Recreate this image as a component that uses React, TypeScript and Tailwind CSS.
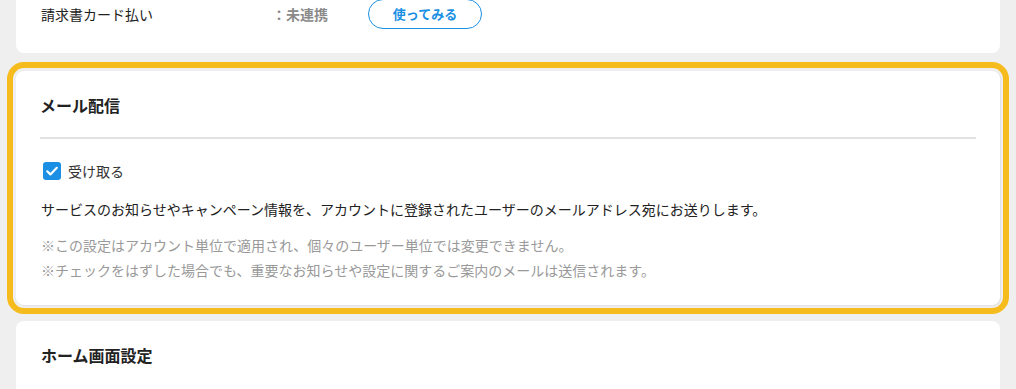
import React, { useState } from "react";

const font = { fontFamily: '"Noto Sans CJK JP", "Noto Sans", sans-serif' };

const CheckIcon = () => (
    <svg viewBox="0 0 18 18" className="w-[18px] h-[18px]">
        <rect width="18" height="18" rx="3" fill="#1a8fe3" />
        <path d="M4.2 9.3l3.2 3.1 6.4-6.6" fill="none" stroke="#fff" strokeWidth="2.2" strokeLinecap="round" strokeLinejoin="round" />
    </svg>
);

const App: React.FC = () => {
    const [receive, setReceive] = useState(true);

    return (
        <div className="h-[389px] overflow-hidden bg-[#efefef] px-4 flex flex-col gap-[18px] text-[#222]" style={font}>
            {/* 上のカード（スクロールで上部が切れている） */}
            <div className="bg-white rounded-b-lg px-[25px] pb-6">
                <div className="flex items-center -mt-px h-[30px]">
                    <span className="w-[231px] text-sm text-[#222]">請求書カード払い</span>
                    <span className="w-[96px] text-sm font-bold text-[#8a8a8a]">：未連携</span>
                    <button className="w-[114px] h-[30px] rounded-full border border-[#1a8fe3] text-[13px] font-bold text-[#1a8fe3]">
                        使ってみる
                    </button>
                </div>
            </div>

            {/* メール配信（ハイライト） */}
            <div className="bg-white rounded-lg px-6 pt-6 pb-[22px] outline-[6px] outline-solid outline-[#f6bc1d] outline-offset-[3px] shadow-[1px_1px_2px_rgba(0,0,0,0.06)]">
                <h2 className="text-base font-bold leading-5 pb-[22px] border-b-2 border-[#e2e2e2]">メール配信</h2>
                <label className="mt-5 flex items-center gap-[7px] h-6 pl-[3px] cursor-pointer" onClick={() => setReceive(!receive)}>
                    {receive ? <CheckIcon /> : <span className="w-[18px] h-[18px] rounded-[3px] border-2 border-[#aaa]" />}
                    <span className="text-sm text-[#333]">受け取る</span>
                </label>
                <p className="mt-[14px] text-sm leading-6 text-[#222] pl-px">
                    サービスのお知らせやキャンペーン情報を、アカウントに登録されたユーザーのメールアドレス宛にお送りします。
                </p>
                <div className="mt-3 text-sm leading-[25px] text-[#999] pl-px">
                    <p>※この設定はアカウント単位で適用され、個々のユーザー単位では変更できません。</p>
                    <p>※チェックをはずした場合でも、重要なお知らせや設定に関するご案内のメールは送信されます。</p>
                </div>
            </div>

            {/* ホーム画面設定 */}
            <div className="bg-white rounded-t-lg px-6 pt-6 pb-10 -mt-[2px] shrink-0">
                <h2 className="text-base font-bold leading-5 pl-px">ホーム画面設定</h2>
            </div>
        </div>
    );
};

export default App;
__________
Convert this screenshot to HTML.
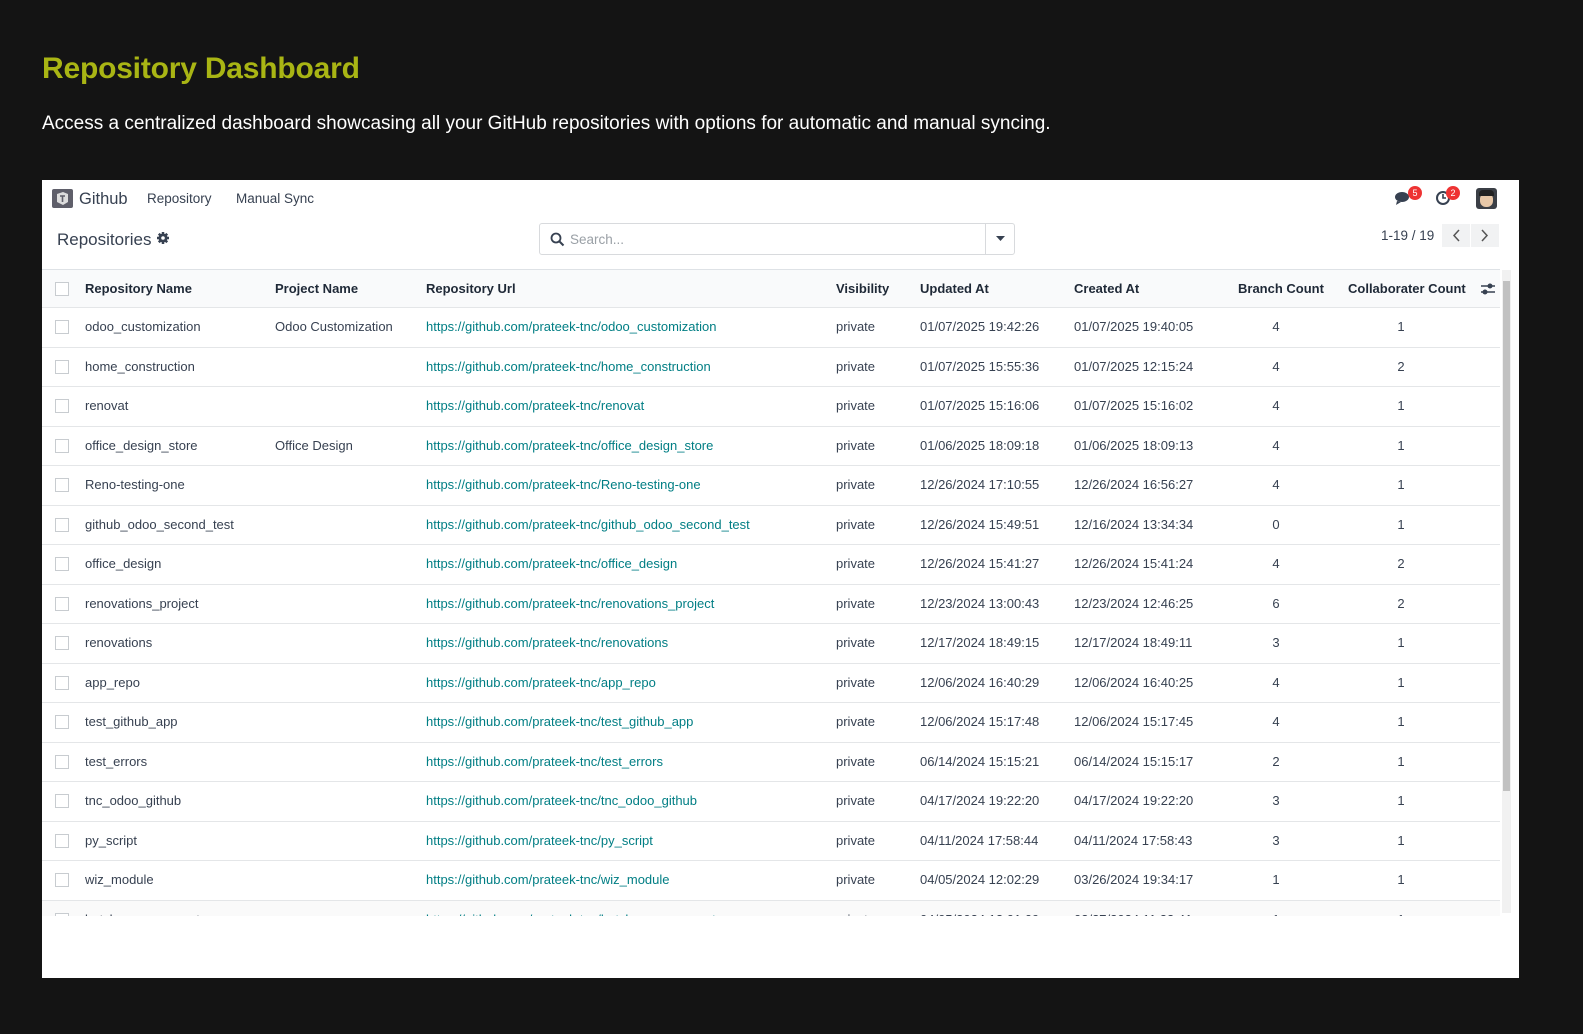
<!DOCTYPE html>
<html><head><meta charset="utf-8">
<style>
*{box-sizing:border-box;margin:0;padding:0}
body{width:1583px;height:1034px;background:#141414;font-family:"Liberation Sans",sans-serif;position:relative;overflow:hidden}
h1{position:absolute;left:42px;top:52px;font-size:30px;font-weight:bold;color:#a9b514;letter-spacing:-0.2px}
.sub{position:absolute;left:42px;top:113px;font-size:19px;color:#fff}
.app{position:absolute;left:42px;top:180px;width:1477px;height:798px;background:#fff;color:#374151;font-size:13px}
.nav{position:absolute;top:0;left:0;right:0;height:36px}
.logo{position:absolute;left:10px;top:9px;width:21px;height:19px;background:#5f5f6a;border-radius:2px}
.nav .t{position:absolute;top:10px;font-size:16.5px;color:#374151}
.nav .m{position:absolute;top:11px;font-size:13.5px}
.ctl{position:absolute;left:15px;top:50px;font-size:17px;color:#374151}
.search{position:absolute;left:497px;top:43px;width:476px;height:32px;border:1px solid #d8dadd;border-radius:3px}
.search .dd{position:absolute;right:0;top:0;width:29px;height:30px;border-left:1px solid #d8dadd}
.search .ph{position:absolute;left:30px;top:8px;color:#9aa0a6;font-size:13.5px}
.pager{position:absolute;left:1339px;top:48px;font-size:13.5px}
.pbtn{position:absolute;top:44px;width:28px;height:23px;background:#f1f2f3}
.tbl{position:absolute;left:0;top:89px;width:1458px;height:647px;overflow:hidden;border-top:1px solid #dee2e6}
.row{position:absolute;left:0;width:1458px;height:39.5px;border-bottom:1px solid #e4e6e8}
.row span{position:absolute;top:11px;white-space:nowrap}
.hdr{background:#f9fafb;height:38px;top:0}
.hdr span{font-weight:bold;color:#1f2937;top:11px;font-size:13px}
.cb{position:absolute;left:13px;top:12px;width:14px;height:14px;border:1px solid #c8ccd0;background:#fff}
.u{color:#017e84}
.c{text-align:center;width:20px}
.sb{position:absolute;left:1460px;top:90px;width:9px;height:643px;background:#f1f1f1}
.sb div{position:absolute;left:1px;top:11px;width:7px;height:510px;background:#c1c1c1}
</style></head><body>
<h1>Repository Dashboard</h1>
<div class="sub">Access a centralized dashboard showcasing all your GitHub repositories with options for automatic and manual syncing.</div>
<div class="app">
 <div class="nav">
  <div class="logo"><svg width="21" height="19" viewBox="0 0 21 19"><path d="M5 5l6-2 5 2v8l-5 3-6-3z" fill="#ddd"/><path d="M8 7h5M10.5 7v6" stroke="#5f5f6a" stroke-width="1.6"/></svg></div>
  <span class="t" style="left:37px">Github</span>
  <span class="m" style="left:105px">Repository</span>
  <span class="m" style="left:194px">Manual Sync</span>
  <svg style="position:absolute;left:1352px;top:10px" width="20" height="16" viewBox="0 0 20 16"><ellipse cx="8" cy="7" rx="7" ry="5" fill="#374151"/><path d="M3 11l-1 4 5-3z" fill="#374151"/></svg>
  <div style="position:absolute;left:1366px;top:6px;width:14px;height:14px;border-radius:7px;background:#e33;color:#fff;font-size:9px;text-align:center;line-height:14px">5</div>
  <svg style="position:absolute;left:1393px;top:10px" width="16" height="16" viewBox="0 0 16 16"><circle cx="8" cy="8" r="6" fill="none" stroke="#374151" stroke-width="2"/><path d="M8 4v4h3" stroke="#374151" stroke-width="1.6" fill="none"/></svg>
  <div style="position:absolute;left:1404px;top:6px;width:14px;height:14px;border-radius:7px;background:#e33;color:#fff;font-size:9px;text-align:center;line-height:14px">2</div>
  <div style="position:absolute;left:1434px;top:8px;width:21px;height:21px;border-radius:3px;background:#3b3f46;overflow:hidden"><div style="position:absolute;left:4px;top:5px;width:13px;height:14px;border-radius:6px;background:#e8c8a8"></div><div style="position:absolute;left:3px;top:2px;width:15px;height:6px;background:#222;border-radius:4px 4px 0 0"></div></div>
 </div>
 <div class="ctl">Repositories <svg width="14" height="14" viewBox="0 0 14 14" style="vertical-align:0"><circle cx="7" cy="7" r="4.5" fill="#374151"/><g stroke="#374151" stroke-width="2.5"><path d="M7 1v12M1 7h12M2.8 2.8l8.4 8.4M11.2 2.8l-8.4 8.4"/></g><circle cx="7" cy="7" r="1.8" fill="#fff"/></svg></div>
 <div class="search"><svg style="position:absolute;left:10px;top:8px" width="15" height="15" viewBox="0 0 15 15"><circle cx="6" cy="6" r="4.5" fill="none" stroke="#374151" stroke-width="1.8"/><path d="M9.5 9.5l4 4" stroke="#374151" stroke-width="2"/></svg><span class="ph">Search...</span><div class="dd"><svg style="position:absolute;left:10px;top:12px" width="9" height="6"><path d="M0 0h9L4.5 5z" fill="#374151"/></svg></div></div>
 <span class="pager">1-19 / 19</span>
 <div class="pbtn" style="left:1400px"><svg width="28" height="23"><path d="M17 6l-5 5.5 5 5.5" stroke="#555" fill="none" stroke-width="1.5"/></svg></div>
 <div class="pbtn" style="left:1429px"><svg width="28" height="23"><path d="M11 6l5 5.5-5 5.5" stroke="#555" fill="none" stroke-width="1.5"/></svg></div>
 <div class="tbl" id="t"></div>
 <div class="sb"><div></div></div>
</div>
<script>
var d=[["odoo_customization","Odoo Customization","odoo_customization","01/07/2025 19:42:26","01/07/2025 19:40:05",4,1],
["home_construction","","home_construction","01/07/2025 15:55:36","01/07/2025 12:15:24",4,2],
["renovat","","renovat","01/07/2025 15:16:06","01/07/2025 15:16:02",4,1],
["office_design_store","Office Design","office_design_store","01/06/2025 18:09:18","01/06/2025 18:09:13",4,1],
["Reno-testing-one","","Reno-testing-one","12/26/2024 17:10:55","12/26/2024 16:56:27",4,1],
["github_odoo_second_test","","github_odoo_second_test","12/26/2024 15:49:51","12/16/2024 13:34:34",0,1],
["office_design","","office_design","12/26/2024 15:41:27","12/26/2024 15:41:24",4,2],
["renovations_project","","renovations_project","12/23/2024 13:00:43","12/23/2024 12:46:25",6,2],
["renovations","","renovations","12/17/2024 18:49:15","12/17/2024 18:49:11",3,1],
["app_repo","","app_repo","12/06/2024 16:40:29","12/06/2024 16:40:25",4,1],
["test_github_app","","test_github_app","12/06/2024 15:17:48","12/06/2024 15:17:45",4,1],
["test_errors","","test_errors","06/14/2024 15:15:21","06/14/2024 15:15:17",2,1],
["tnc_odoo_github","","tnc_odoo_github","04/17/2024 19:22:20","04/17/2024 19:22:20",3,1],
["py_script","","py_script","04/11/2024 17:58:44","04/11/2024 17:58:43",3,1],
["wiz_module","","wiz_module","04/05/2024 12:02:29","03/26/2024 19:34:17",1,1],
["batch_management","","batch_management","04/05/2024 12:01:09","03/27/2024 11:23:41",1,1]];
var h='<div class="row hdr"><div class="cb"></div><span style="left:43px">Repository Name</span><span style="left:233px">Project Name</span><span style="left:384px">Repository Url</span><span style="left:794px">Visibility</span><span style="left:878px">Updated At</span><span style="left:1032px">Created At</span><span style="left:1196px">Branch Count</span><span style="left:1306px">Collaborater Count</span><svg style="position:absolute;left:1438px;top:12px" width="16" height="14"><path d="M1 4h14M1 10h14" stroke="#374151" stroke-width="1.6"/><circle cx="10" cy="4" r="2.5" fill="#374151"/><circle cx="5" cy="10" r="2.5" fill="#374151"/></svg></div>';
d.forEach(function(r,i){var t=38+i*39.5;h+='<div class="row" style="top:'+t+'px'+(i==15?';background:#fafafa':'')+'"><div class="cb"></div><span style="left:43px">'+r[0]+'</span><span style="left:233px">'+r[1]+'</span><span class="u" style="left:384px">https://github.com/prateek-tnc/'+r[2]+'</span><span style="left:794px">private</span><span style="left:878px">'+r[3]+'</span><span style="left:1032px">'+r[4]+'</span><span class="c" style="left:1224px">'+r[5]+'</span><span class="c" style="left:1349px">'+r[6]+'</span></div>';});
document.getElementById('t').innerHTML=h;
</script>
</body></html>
__________
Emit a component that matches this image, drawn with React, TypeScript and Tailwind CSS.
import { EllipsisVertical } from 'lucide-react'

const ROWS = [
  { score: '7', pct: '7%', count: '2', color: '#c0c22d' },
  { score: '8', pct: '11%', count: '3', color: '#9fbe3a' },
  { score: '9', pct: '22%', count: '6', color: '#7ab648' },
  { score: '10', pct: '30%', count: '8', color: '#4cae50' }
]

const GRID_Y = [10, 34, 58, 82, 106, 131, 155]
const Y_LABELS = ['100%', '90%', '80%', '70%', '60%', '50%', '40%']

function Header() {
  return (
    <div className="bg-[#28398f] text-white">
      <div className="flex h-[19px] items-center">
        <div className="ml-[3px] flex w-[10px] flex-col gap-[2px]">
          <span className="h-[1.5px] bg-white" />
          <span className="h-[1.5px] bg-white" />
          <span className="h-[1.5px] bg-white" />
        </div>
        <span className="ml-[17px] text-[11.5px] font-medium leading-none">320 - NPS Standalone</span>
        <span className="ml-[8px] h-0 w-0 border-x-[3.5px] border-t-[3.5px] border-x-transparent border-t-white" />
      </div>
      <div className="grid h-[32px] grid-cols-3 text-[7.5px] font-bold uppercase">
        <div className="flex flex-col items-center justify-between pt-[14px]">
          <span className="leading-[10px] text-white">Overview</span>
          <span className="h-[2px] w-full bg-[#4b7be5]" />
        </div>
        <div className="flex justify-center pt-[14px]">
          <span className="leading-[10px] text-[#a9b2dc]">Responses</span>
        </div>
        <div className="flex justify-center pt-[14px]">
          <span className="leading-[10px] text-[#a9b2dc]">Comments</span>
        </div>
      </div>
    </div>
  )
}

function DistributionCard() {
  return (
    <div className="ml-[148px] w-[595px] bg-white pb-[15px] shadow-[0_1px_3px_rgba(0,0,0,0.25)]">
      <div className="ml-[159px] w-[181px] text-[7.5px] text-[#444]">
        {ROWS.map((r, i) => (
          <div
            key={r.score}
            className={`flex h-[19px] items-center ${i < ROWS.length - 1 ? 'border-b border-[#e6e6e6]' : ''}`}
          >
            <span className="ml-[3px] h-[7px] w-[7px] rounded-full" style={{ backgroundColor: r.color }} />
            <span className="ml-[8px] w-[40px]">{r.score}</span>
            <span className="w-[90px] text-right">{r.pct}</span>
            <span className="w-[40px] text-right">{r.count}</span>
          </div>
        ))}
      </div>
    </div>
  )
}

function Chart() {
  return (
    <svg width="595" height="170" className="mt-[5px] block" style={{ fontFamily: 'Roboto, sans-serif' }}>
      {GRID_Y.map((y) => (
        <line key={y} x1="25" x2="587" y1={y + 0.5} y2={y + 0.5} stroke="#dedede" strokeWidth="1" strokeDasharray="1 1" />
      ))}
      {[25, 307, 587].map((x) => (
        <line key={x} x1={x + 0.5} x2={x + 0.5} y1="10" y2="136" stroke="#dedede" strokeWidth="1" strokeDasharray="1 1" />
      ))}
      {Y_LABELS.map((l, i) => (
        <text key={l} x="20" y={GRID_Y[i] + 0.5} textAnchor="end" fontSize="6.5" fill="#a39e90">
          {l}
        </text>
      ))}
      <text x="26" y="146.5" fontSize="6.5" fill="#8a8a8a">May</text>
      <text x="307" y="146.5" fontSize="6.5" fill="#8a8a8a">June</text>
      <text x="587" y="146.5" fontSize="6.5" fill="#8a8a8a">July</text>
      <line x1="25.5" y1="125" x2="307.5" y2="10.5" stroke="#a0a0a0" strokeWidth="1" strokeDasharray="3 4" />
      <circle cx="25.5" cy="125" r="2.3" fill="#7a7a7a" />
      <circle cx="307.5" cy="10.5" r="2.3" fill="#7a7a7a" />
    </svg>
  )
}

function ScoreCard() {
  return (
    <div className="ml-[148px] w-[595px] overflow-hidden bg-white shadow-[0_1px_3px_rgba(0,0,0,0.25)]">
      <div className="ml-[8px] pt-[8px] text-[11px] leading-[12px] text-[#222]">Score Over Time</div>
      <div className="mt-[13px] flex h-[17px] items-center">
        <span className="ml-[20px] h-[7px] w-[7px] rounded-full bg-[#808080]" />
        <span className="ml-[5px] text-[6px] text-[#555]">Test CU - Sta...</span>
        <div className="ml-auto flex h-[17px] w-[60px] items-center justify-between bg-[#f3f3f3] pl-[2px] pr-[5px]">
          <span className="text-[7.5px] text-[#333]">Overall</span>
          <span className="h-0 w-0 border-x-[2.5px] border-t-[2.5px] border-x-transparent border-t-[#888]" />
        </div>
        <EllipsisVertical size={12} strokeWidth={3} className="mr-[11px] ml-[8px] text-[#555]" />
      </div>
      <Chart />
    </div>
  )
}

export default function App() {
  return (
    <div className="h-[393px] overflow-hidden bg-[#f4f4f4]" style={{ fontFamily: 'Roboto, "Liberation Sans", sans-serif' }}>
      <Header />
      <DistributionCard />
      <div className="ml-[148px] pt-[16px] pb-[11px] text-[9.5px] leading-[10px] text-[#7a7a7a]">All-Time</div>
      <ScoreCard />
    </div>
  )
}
__________
What the task requires: Report how many lines of the listing hold the word "Tailwind", with nothing but the number.

Solution for this problem: 2